WRITTEN INSTRUCTION: Word for word, give the material below again, minus any images.

SUPPLIED DATA:
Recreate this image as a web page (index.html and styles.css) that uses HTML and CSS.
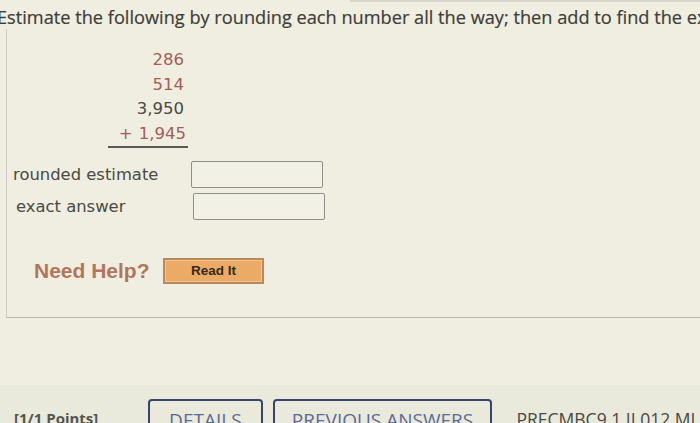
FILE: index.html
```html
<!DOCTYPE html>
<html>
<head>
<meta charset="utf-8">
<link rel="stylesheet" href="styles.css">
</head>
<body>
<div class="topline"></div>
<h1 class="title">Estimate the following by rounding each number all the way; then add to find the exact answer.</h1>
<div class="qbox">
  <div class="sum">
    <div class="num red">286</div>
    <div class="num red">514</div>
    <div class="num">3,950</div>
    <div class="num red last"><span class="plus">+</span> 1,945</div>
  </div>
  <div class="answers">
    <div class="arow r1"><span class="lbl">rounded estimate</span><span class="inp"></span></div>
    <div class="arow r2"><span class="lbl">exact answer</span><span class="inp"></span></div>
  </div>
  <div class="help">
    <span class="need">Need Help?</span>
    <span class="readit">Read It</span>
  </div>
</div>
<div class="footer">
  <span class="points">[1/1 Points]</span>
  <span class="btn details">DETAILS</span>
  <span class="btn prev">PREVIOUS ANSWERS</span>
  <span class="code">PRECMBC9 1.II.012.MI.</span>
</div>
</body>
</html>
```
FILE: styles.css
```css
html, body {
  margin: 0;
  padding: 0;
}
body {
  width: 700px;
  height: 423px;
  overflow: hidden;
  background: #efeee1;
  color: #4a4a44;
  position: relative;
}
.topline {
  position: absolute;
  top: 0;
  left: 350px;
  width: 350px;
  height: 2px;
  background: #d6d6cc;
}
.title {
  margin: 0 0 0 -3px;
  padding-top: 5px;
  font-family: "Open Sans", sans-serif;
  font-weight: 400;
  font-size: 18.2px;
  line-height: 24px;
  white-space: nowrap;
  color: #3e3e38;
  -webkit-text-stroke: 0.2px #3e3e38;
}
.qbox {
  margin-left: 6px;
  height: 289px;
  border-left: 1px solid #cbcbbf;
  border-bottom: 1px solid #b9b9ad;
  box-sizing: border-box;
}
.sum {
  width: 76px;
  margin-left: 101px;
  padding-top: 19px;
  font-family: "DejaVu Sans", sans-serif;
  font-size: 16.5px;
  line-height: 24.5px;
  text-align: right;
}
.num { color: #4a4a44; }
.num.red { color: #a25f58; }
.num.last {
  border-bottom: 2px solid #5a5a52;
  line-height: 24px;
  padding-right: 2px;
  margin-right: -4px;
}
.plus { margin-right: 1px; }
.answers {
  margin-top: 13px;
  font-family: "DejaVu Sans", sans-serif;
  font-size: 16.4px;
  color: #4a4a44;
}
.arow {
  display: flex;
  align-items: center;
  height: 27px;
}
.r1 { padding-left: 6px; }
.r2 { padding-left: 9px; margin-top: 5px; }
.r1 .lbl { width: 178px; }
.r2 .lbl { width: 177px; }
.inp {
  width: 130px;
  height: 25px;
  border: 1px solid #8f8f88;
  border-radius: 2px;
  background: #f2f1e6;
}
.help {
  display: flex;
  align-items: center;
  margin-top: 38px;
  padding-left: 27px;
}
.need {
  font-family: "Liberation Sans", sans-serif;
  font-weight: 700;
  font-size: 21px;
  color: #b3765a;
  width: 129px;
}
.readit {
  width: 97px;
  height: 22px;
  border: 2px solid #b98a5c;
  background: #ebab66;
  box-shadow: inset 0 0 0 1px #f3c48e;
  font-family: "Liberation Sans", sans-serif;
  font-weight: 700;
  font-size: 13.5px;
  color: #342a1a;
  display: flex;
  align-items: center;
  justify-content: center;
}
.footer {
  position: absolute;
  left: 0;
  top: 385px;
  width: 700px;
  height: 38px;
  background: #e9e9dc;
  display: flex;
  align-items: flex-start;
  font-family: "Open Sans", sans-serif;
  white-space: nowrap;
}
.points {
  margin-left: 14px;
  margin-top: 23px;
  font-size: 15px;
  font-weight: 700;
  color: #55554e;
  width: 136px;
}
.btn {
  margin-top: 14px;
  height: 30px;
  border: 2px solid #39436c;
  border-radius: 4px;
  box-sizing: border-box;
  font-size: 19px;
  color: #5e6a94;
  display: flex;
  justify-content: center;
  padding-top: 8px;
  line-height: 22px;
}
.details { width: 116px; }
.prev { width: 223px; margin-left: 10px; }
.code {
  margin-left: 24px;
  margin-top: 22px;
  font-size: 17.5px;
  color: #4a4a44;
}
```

TASK SOLUTION:
Recreate this image as a web page (index.html and styles.css) that uses HTML and CSS.
FILE: index.html
```html
<!DOCTYPE html>
<html>
<head>
<meta charset="utf-8">
<link rel="stylesheet" href="styles.css">
</head>
<body>
<div class="topline"></div>
<h1 class="title">Estimate the following by rounding each number all the way; then add to find the exact answer.</h1>
<div class="qbox">
  <div class="sum">
    <div class="num red">286</div>
    <div class="num red">514</div>
    <div class="num">3,950</div>
    <div class="num red last"><span class="plus">+</span> 1,945</div>
  </div>
  <div class="answers">
    <div class="arow r1"><span class="lbl">rounded estimate</span><span class="inp"></span></div>
    <div class="arow r2"><span class="lbl">exact answer</span><span class="inp"></span></div>
  </div>
  <div class="help">
    <span class="need">Need Help?</span>
    <span class="readit">Read It</span>
  </div>
</div>
<div class="footer">
  <span class="points">[1/1 Points]</span>
  <span class="btn details">DETAILS</span>
  <span class="btn prev">PREVIOUS ANSWERS</span>
  <span class="code">PRECMBC9 1.II.012.MI.</span>
</div>
</body>
</html>
```
FILE: styles.css
```css
html, body {
  margin: 0;
  padding: 0;
}
body {
  width: 700px;
  height: 423px;
  overflow: hidden;
  background: #efeee1;
  color: #4a4a44;
  position: relative;
}
.topline {
  position: absolute;
  top: 0;
  left: 350px;
  width: 350px;
  height: 2px;
  background: #d6d6cc;
}
.title {
  margin: 0 0 0 -3px;
  padding-top: 5px;
  font-family: "Open Sans", sans-serif;
  font-weight: 400;
  font-size: 18.2px;
  line-height: 24px;
  white-space: nowrap;
  color: #3e3e38;
  -webkit-text-stroke: 0.2px #3e3e38;
}
.qbox {
  margin-left: 6px;
  height: 289px;
  border-left: 1px solid #cbcbbf;
  border-bottom: 1px solid #b9b9ad;
  box-sizing: border-box;
}
.sum {
  width: 76px;
  margin-left: 101px;
  padding-top: 19px;
  font-family: "DejaVu Sans", sans-serif;
  font-size: 16.5px;
  line-height: 24.5px;
  text-align: right;
}
.num { color: #4a4a44; }
.num.red { color: #a25f58; }
.num.last {
  border-bottom: 2px solid #5a5a52;
  line-height: 24px;
  padding-right: 2px;
  margin-right: -4px;
}
.plus { margin-right: 1px; }
.answers {
  margin-top: 13px;
  font-family: "DejaVu Sans", sans-serif;
  font-size: 16.4px;
  color: #4a4a44;
}
.arow {
  display: flex;
  align-items: center;
  height: 27px;
}
.r1 { padding-left: 6px; }
.r2 { padding-left: 9px; margin-top: 5px; }
.r1 .lbl { width: 178px; }
.r2 .lbl { width: 177px; }
.inp {
  width: 130px;
  height: 25px;
  border: 1px solid #8f8f88;
  border-radius: 2px;
  background: #f2f1e6;
}
.help {
  display: flex;
  align-items: center;
  margin-top: 38px;
  padding-left: 27px;
}
.need {
  font-family: "Liberation Sans", sans-serif;
  font-weight: 700;
  font-size: 21px;
  color: #b3765a;
  width: 129px;
}
.readit {
  width: 97px;
  height: 22px;
  border: 2px solid #b98a5c;
  background: #ebab66;
  box-shadow: inset 0 0 0 1px #f3c48e;
  font-family: "Liberation Sans", sans-serif;
  font-weight: 700;
  font-size: 13.5px;
  color: #342a1a;
  display: flex;
  align-items: center;
  justify-content: center;
}
.footer {
  position: absolute;
  left: 0;
  top: 385px;
  width: 700px;
  height: 38px;
  background: #e9e9dc;
  display: flex;
  align-items: flex-start;
  font-family: "Open Sans", sans-serif;
  white-space: nowrap;
}
.points {
  margin-left: 14px;
  margin-top: 23px;
  font-size: 15px;
  font-weight: 700;
  color: #55554e;
  width: 136px;
}
.btn {
  margin-top: 14px;
  height: 30px;
  border: 2px solid #39436c;
  border-radius: 4px;
  box-sizing: border-box;
  font-size: 19px;
  color: #5e6a94;
  display: flex;
  justify-content: center;
  padding-top: 8px;
  line-height: 22px;
}
.details { width: 116px; }
.prev { width: 223px; margin-left: 10px; }
.code {
  margin-left: 24px;
  margin-top: 22px;
  font-size: 17.5px;
  color: #4a4a44;
}
```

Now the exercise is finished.